Work to do: Skip the pictures. Set down, word for word, the lines from the start of the material up to and including the line with "const times = ['1:00".

Supplied data:
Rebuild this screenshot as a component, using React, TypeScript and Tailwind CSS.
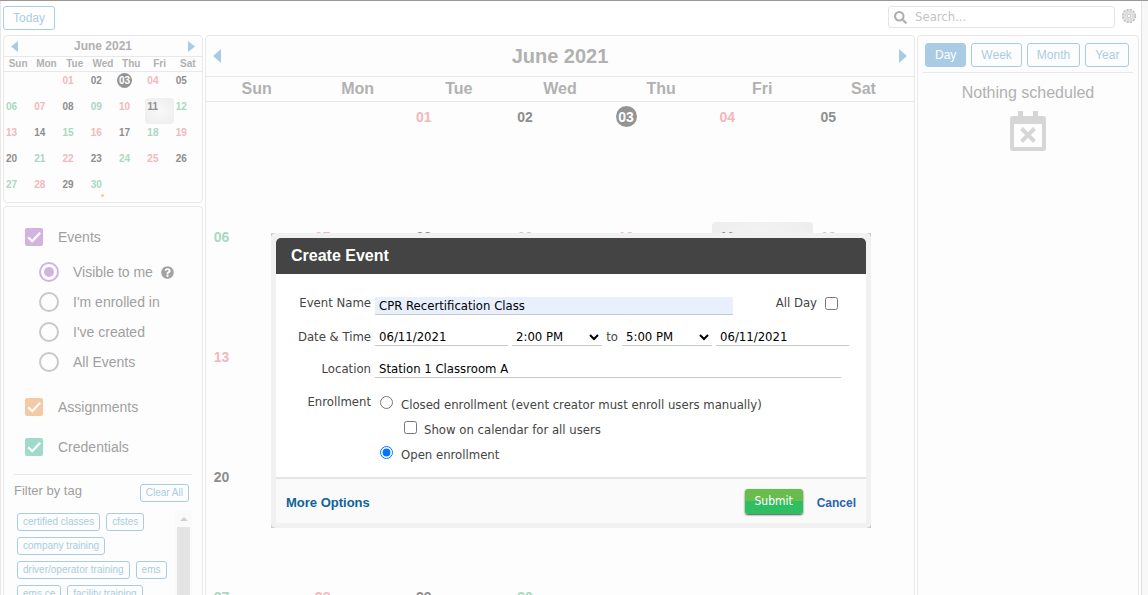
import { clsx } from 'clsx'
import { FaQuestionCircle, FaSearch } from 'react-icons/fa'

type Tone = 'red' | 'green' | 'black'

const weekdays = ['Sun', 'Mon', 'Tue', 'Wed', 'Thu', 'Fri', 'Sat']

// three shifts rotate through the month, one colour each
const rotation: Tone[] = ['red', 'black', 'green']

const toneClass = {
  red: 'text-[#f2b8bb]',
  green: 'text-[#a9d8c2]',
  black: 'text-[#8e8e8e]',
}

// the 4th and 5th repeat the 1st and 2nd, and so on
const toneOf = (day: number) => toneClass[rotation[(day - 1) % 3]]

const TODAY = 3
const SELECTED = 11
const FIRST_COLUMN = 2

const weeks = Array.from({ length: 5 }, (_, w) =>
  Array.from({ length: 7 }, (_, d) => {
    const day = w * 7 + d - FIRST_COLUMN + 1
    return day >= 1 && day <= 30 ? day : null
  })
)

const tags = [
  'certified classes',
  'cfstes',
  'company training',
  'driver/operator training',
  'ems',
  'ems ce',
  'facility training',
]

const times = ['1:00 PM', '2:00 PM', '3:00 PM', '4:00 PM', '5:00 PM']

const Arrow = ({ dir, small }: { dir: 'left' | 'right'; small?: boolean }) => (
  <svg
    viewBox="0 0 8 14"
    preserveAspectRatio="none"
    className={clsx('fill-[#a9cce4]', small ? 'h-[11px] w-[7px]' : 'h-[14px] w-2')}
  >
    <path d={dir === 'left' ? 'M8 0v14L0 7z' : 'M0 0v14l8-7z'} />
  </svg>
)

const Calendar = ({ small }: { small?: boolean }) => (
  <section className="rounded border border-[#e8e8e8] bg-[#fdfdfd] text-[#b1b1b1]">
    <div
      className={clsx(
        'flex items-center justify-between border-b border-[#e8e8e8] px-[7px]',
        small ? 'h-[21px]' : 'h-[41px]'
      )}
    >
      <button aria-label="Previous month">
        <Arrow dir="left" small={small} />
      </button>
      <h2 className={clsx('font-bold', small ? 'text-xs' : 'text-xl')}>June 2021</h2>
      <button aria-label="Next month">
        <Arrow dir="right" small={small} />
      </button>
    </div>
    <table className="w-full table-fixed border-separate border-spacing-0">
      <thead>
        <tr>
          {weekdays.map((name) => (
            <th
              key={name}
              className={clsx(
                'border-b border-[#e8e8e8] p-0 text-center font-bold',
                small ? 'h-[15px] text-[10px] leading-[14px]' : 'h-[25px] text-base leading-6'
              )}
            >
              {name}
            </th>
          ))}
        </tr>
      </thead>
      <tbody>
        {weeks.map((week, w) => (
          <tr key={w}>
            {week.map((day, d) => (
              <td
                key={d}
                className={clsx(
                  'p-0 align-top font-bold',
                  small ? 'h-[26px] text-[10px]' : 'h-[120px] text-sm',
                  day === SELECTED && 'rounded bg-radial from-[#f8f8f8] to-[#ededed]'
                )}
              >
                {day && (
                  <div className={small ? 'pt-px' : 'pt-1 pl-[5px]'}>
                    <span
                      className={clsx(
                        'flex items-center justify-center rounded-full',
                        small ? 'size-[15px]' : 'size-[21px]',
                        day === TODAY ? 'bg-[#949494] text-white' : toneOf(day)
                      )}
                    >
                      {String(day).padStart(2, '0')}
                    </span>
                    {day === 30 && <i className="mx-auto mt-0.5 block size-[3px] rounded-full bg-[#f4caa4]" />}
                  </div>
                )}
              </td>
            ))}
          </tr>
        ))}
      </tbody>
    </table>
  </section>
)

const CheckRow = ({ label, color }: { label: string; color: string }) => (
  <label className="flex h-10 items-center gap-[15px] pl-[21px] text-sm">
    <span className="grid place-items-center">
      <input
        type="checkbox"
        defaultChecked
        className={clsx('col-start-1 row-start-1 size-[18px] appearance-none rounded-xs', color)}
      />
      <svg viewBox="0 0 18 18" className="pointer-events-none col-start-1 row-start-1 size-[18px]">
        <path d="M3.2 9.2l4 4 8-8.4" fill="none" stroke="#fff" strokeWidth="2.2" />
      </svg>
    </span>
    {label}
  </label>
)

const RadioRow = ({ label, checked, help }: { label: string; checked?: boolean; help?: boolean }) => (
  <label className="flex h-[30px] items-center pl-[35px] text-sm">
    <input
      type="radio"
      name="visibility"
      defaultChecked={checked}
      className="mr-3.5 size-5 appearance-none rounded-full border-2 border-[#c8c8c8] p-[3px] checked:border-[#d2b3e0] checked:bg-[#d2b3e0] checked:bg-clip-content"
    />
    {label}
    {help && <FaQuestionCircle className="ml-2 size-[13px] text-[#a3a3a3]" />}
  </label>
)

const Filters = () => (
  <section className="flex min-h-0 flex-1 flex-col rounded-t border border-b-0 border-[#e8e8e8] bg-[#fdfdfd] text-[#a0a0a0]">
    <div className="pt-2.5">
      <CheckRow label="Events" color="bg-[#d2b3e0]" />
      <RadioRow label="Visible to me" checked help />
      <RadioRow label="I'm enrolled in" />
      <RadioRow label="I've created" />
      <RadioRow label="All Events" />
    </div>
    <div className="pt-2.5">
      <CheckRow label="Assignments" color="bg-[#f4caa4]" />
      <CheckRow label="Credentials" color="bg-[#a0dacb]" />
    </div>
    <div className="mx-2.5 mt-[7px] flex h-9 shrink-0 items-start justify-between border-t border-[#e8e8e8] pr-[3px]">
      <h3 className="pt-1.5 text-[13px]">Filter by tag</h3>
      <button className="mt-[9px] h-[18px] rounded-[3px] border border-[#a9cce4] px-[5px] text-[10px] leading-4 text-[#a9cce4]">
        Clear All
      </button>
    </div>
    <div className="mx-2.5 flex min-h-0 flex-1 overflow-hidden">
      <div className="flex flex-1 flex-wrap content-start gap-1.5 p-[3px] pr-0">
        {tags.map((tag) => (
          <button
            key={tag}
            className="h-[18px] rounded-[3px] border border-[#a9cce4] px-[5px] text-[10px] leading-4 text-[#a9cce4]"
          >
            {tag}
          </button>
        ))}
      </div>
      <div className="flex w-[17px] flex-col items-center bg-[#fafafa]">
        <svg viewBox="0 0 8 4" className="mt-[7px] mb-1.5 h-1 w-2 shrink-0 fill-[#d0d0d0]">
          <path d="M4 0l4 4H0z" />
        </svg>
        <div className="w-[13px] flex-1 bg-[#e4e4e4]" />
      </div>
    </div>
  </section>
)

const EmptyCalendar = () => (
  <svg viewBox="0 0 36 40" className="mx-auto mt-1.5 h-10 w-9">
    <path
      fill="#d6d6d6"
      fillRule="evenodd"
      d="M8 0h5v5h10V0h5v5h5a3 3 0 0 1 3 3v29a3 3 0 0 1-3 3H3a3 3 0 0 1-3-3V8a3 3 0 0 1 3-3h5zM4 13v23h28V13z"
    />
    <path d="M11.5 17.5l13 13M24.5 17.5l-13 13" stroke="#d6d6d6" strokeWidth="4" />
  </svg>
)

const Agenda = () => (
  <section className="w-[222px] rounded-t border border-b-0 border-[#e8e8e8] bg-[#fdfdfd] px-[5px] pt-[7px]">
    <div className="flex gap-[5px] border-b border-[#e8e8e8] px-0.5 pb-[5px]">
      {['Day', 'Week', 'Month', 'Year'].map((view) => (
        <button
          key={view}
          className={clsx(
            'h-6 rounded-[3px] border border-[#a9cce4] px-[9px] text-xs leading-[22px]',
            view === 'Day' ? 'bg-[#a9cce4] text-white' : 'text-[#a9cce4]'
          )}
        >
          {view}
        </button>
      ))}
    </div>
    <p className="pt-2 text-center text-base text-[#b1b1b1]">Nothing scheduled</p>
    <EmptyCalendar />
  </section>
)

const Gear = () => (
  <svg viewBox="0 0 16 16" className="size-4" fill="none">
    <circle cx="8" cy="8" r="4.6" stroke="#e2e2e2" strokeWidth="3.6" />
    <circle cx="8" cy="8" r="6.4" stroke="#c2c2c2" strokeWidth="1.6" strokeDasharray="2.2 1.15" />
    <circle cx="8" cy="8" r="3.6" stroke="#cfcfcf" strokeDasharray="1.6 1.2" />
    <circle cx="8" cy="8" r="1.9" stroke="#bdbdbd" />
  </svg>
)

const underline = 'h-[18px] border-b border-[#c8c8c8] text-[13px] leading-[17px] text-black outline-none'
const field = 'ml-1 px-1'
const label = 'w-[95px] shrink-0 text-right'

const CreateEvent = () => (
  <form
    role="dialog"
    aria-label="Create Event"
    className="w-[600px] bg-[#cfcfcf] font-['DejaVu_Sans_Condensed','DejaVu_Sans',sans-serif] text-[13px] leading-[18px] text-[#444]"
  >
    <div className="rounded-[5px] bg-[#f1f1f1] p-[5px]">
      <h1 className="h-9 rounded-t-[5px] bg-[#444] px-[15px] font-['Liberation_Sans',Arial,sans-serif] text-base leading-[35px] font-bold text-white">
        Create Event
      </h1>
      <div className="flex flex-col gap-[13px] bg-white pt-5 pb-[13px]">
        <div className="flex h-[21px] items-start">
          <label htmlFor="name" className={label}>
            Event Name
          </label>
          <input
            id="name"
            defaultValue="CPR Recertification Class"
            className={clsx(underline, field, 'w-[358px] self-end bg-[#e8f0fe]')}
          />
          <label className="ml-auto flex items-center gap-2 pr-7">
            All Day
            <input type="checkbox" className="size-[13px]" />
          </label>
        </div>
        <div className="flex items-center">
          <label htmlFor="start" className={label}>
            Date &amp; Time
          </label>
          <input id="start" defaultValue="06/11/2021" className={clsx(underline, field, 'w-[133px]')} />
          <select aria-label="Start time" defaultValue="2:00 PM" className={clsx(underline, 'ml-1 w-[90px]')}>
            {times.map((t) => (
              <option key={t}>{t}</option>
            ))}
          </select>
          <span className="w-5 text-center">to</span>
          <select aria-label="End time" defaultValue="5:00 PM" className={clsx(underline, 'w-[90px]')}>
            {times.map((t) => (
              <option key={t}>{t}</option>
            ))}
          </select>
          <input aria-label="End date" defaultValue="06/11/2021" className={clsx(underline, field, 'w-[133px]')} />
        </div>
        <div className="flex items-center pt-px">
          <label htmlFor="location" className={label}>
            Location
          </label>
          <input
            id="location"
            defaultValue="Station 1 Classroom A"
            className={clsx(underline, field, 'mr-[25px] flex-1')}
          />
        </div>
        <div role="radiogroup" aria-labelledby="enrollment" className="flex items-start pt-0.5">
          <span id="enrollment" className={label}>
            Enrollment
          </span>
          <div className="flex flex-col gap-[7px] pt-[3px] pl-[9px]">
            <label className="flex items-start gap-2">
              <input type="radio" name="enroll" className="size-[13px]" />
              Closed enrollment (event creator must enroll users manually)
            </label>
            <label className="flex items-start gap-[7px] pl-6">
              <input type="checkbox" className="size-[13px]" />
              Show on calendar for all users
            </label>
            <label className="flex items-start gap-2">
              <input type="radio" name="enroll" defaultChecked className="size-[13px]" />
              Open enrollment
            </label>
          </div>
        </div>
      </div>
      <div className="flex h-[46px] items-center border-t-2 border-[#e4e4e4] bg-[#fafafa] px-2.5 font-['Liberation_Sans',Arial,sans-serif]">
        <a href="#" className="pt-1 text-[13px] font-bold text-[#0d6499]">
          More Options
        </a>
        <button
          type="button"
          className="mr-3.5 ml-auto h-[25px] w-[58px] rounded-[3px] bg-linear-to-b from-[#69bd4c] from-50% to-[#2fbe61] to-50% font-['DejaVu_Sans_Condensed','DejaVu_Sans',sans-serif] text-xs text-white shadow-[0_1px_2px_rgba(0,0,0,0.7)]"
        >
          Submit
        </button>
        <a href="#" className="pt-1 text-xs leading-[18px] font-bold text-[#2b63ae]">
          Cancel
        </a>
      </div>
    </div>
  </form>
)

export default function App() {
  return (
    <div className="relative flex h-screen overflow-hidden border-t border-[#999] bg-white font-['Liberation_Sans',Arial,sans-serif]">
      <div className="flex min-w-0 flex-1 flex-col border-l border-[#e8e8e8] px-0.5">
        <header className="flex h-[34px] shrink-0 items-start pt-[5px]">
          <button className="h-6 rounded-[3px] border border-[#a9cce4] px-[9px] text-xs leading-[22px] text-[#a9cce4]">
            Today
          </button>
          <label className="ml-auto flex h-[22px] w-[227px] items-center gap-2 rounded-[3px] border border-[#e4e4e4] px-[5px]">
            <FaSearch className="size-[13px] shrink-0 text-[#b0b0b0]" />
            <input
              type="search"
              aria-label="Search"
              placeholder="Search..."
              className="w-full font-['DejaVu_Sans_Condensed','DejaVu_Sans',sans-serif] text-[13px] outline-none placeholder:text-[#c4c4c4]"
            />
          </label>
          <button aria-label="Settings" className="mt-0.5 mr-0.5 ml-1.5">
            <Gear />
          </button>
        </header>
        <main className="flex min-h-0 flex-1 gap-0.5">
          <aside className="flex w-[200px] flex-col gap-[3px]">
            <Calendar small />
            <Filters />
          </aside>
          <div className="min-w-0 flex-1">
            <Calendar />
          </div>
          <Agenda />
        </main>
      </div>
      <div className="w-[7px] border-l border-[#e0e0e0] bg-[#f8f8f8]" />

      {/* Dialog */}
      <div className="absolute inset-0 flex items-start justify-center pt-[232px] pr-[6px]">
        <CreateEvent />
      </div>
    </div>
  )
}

Complete answer:
Rebuild this screenshot as a component, using React, TypeScript and Tailwind CSS.
import { clsx } from 'clsx'
import { FaQuestionCircle, FaSearch } from 'react-icons/fa'

type Tone = 'red' | 'green' | 'black'

const weekdays = ['Sun', 'Mon', 'Tue', 'Wed', 'Thu', 'Fri', 'Sat']

// three shifts rotate through the month, one colour each
const rotation: Tone[] = ['red', 'black', 'green']

const toneClass = {
  red: 'text-[#f2b8bb]',
  green: 'text-[#a9d8c2]',
  black: 'text-[#8e8e8e]',
}

// the 4th and 5th repeat the 1st and 2nd, and so on
const toneOf = (day: number) => toneClass[rotation[(day - 1) % 3]]

const TODAY = 3
const SELECTED = 11
const FIRST_COLUMN = 2

const weeks = Array.from({ length: 5 }, (_, w) =>
  Array.from({ length: 7 }, (_, d) => {
    const day = w * 7 + d - FIRST_COLUMN + 1
    return day >= 1 && day <= 30 ? day : null
  })
)

const tags = [
  'certified classes',
  'cfstes',
  'company training',
  'driver/operator training',
  'ems',
  'ems ce',
  'facility training',
]

const times = ['1:00 PM', '2:00 PM', '3:00 PM', '4:00 PM', '5:00 PM']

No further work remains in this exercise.